● Record list:
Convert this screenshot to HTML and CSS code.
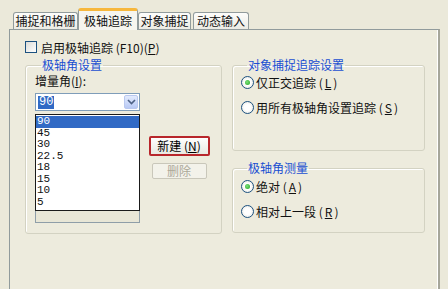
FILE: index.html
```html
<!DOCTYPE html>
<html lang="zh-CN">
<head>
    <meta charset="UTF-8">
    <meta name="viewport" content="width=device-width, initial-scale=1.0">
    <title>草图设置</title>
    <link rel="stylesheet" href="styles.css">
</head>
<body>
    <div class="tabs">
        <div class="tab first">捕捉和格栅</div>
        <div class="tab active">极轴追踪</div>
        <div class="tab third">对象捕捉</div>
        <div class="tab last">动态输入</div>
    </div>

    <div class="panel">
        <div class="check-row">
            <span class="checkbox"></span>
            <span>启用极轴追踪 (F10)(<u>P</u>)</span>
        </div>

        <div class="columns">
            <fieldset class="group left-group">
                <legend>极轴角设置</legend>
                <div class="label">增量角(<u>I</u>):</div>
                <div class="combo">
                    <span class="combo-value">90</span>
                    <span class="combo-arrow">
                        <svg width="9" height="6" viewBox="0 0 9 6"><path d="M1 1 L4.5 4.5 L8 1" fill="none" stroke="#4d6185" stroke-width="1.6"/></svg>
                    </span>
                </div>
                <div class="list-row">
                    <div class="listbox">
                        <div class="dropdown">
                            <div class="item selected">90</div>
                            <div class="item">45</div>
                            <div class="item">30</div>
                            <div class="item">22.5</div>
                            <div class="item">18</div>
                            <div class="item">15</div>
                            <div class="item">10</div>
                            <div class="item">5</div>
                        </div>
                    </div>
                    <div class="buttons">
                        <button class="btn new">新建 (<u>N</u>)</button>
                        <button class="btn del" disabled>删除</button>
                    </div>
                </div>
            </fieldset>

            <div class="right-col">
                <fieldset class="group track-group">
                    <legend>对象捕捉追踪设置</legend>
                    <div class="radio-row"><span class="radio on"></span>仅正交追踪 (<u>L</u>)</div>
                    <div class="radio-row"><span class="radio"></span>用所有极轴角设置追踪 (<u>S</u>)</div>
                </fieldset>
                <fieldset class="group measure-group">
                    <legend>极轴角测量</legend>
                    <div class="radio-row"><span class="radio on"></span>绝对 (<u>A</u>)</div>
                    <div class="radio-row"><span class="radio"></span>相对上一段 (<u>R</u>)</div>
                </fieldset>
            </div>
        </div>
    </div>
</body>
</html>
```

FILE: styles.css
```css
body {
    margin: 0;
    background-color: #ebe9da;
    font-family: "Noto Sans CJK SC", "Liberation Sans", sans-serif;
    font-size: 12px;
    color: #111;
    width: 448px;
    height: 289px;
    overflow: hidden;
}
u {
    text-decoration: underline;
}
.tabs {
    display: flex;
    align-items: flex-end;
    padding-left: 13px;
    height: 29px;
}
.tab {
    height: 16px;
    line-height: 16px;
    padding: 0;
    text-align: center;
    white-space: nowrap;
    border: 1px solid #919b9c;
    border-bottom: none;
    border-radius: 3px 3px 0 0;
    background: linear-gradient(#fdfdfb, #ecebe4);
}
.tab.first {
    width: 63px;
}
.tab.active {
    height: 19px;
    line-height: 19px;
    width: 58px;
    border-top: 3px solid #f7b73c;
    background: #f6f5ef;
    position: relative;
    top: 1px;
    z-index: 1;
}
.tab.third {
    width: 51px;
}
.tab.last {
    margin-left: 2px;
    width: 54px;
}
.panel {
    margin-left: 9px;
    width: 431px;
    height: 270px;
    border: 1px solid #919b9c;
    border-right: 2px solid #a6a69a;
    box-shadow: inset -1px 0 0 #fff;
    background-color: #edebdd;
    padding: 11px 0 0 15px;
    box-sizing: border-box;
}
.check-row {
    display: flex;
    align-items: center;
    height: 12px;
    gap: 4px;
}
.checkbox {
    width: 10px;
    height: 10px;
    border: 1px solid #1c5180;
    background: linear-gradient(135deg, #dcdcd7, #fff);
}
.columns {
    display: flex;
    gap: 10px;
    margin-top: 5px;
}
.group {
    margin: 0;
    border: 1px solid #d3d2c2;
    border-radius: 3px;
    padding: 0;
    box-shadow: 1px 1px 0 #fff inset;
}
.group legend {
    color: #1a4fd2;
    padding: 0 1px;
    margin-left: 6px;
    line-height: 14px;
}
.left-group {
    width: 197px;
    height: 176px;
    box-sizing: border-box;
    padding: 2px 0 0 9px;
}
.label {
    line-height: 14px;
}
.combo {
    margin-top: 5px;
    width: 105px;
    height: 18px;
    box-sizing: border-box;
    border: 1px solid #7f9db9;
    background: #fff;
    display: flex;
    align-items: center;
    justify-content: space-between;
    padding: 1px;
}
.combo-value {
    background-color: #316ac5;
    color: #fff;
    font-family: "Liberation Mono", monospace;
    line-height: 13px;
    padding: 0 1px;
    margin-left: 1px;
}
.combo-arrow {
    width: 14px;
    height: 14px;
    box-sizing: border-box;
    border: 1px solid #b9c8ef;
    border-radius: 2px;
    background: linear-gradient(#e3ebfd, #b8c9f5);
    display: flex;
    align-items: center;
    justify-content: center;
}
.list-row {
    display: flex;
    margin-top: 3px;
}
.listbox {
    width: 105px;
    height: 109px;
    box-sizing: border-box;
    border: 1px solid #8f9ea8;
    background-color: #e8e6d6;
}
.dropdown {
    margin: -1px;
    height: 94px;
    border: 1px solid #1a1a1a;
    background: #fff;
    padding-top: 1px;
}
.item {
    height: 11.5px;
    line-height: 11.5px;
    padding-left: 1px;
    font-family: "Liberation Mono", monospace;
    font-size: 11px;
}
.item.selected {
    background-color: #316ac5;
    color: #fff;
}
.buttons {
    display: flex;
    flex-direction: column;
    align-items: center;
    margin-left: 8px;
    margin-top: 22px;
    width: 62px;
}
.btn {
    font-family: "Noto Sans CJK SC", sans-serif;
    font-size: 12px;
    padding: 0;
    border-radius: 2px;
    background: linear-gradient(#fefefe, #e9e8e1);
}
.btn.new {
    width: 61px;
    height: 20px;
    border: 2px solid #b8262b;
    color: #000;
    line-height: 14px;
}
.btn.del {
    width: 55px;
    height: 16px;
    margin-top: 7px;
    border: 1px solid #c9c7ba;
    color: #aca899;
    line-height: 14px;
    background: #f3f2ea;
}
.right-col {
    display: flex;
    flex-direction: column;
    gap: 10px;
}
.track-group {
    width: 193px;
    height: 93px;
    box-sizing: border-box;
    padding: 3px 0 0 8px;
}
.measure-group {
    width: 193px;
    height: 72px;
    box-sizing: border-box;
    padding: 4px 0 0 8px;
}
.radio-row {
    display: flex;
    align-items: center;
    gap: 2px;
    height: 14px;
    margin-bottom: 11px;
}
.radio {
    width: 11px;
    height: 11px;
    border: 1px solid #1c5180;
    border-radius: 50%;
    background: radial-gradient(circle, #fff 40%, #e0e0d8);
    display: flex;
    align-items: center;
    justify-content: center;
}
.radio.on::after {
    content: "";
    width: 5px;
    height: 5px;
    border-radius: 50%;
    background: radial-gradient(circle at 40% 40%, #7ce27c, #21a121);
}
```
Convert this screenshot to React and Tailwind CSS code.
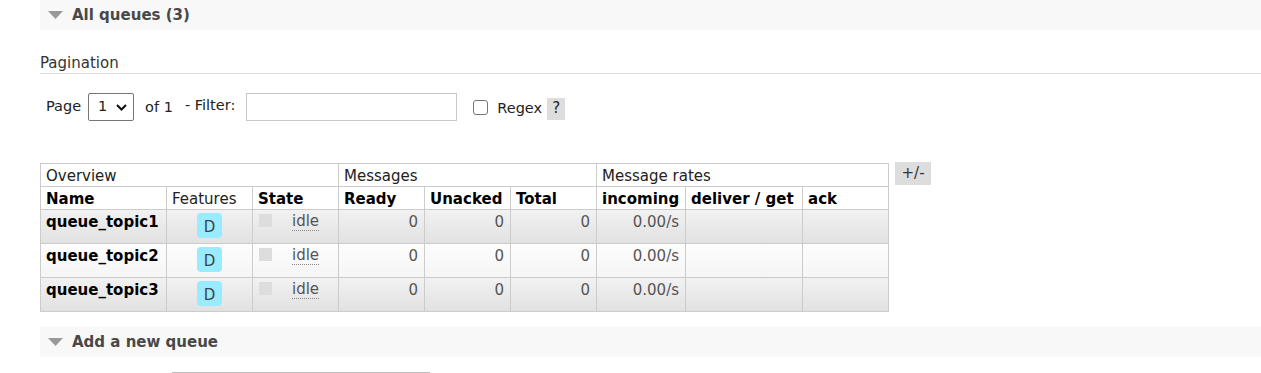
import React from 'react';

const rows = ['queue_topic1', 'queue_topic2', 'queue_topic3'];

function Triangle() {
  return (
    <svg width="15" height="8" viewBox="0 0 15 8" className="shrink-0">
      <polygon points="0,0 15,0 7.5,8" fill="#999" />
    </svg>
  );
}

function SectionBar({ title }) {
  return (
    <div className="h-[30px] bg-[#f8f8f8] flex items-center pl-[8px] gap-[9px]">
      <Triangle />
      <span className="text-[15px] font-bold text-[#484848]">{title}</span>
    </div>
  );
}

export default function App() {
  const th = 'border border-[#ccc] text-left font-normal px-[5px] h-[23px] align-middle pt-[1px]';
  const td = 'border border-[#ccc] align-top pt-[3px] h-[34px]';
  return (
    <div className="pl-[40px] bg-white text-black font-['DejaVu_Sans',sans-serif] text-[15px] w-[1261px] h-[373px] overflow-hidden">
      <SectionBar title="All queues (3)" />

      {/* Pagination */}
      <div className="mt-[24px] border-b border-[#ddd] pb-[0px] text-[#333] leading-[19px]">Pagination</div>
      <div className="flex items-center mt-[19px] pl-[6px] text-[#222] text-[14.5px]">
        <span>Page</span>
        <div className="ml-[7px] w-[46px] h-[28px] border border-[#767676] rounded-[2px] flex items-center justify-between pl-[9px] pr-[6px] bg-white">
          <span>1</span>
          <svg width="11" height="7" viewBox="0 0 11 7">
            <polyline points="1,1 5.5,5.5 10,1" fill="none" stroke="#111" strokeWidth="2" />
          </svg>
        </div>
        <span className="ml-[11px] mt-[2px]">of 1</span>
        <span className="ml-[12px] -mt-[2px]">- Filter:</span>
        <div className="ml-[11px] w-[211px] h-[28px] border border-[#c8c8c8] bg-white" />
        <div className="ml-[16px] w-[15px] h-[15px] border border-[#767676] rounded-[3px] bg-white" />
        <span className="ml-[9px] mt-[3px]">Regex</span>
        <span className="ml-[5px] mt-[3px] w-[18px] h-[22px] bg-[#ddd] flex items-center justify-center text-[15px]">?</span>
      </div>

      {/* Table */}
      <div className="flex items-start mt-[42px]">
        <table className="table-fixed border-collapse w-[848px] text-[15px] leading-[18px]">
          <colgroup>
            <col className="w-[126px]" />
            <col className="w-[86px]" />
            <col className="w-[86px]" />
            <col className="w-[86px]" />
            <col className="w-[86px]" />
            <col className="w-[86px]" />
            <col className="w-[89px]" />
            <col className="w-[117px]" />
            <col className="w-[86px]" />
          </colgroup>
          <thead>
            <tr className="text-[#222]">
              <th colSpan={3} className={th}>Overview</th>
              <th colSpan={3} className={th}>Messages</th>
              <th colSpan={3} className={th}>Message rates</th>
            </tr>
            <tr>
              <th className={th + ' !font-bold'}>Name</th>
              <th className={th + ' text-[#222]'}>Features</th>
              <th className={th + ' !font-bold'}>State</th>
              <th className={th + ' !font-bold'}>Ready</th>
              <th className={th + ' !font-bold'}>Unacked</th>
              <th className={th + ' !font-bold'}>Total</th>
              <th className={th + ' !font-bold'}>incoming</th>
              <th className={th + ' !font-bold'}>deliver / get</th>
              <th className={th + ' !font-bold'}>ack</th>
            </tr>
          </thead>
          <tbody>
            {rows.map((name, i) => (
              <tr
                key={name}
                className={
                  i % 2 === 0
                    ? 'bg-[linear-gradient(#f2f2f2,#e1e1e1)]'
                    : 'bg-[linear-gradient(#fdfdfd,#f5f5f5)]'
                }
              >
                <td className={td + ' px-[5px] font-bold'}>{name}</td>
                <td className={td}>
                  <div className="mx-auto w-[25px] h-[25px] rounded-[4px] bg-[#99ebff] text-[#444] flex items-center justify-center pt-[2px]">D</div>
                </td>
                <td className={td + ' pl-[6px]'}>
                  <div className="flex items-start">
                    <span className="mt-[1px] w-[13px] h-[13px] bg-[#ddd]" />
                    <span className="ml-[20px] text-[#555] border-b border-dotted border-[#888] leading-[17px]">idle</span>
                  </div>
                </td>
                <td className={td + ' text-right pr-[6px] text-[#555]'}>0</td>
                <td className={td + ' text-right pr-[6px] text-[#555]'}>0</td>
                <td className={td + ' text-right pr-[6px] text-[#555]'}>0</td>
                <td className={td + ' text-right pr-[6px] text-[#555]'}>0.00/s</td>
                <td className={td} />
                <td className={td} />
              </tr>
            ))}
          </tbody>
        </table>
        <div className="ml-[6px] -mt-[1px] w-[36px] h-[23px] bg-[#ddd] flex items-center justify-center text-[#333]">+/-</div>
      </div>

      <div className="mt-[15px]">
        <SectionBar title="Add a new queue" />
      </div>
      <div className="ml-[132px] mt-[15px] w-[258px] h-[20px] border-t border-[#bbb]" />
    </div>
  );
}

● What the task requires:
Pull out only the lines from the one with "Convert this screenshot to React" up to and including the one with "const rows = ['queue_topic1', 'queue_topic2', 'queue_topic3'];", and drop any pictures along the way.

● Result for this task:
Convert this screenshot to React and Tailwind CSS code.
import React from 'react';

const rows = ['queue_topic1', 'queue_topic2', 'queue_topic3'];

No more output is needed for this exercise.